«In April, Barcelona was alive with spring warmth and blooming flowers, giving the city a vibrant atmosphere. After a gig at Essaim in Paris, I joined a panel at Mostra25, focusing on the Japanese scene and its connections with Barcelona and Europe. Discussing with ENA, Lynne, OCCA, and Kentaro Terajima, along with an engaged audience, highlighted Mostra’s commitment to community. At Fabra i Coats Creative Factory, I enjoyed avant-garde performances combining immersive sound and minimal visuals.
My own set at Vall d’Hebron Olympic Pavilion blended experimental elements with avant-garde techno, and the audience’s response made it unforgettable. Surrounded by the organizers’ hospitality and the crowd’s energy, Mostra25 was a special experience that deepened my love for Spain, just as walking the Camino de Santiago had years ago.» —OCCA
For years now—perhaps too many—the dichotomy within the electronic festival landscape has been clear: you can either attend a festival that dares to open up new sonic horizons, or you can surrender yourself to the pull of massive events that endlessly repeat the same functional formula with only the slightest variations.
Firmly part of the first camp—smaller in number but infinitely more rewarding—Barcelona’s Mostra festival has, edition after edition, sought to expand what electronic music can mean in its most adventurous, artistic form, unafraid of experimentation or creative risk.
The Japanese artist OCCA embodies that spirit with his solid trajectory, and his set at Mostra 2025 was perhaps the best example of how an electronic journey can be as original as it is absorbing, as nuanced and layered as it is genre-defying.
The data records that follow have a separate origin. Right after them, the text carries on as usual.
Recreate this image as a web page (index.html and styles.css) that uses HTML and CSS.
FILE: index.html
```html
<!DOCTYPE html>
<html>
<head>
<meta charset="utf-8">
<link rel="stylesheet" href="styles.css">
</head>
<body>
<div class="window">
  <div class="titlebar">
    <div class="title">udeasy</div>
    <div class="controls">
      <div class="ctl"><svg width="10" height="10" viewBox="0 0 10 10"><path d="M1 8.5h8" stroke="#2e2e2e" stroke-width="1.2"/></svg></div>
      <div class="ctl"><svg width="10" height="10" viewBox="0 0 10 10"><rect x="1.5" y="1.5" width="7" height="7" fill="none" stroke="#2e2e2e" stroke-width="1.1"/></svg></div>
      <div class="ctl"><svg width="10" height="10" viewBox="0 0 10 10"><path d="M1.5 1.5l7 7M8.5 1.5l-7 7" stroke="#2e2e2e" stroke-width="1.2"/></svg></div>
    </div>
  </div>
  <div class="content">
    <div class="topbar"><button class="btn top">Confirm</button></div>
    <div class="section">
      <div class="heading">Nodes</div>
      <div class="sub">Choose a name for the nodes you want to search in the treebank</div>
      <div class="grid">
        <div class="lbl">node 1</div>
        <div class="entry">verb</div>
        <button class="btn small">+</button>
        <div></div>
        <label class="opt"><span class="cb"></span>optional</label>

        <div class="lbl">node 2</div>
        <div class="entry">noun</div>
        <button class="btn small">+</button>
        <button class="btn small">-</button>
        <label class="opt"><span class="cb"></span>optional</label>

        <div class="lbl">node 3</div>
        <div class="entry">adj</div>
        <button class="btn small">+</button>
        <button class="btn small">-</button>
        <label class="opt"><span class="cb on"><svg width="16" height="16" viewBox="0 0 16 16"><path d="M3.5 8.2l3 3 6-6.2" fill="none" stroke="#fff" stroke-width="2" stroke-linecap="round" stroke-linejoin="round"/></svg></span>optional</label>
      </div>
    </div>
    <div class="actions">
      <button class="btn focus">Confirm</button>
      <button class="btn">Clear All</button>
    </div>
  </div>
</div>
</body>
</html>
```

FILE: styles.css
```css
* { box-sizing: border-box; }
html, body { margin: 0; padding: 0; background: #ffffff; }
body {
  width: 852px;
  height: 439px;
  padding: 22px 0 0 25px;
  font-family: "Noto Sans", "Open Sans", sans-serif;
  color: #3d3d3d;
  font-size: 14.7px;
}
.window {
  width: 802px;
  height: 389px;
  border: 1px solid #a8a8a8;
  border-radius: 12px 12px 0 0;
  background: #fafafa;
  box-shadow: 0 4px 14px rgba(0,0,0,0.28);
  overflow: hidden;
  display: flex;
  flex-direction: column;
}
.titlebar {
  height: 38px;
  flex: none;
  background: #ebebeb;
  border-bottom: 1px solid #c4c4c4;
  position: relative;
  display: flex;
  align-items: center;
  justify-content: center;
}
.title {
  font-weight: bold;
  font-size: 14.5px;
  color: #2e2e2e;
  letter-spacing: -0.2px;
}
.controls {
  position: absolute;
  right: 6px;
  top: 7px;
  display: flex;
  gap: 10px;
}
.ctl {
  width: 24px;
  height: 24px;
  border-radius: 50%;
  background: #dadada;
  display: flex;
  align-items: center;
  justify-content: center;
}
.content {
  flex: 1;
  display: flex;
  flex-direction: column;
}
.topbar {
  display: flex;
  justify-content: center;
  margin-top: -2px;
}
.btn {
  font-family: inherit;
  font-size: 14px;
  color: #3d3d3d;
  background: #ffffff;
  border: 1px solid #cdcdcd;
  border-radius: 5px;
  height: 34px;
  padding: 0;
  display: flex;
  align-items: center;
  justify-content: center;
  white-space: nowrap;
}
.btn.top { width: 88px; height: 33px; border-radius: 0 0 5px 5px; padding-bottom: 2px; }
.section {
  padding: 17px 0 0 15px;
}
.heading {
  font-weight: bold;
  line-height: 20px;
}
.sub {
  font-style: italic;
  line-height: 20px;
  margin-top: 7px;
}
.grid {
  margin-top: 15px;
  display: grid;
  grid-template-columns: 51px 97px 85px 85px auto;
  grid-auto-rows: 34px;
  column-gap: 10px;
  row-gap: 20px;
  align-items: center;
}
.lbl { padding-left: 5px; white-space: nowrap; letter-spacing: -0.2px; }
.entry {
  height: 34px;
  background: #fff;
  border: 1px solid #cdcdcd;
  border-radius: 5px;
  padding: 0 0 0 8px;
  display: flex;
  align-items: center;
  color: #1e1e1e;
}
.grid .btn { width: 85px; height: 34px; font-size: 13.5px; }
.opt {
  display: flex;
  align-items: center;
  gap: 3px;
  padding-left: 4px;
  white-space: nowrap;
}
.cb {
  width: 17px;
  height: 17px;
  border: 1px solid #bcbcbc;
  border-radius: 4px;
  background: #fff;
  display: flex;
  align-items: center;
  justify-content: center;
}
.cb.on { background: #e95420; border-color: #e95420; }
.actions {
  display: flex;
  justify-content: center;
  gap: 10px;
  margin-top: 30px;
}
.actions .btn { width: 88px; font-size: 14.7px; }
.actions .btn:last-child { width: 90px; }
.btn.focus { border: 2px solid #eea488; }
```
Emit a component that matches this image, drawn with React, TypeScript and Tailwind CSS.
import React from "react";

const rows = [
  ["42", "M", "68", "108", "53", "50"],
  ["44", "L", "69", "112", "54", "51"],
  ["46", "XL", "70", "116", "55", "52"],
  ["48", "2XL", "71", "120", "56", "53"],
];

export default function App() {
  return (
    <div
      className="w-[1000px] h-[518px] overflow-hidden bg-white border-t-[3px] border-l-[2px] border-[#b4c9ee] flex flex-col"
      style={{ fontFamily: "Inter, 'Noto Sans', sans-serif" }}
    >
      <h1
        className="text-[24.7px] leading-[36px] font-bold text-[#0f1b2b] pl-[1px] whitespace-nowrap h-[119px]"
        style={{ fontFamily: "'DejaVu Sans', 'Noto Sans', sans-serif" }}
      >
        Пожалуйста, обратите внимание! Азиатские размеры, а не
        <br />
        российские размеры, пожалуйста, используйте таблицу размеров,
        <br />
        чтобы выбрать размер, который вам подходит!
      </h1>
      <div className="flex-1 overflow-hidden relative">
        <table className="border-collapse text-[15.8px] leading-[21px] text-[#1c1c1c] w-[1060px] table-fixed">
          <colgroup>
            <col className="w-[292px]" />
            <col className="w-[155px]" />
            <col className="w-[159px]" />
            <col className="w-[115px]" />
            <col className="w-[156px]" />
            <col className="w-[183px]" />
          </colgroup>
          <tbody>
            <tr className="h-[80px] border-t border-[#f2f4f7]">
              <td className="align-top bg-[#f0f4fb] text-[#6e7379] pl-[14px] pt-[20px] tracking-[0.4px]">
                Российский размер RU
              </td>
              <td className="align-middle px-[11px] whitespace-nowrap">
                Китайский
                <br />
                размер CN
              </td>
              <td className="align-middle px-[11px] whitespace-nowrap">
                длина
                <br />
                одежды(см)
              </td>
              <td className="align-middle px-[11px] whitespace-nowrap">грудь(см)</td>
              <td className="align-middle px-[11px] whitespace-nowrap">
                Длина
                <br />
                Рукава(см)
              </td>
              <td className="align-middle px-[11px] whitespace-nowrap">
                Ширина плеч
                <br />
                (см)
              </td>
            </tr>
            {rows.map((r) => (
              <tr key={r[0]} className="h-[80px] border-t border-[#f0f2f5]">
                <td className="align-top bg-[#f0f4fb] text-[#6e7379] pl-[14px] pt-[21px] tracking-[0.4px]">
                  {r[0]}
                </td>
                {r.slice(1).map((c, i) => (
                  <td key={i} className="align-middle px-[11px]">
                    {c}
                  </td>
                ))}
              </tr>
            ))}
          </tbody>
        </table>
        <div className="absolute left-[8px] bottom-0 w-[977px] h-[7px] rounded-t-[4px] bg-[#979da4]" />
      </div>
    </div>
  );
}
Tracks unfolded with a sensitivity that challenged the very logic of convention.
OCCA arrived at Mostra25 with more than a decade of experience curating ARCHIV at Precious Hall in Sapporo, the legendary club in Hokkaido. Known for his singular vision, he has been invited to key platforms such as DJ Nobu’s Future Terror, Mindgames’ The Labyrinth/Balance, Spekki Webu’s Mirror Zone 5 Years Tour across Europe, System Revival, and the renowned Bassiani in Georgia. An artist whose international resonance keeps expanding, he was visiting Spain for the very first time.
His set at the Vall d’Hebron Olympic Pavilion became one of those standout moments of the Mostra weekend—not our words, but those of much of the crowd who witnessed it on that Saturday night. His presence carried even more weight given that Japan was the guest country for this edition—yet another of Mostra’s signature moves, one of the reasons the Catalan festival so often feels like much more than a festival. OCCA also took part in the Mostra’m discussion sessions held in the days leading up to the event, sharing a roundtable with Lynne, ENA, and Kentaro Terajima—all of whom also performed at Mostra—offering Barcelona audiences a rare window into Japan’s contemporary scene.
OCCA’s performance was, in essence, a perfect snapshot of what defines Mostra: a precise and uncompromising curatorial vision, uninterested in simply serving up recognizable names, but instead betting on the sounds of tomorrow—on experiences designed to surprise, move, and transform. —Mostra Festival
Mostra will celebrate its fifth edition from March 12–15, 2026. If something like a Pilgrim’s Credential existed in the world of electronic music, its stamp would be unavoidable: a vital waypoint along the journey, a borderless map drawn with a shared purpose—to imagine, to feel, and to dance.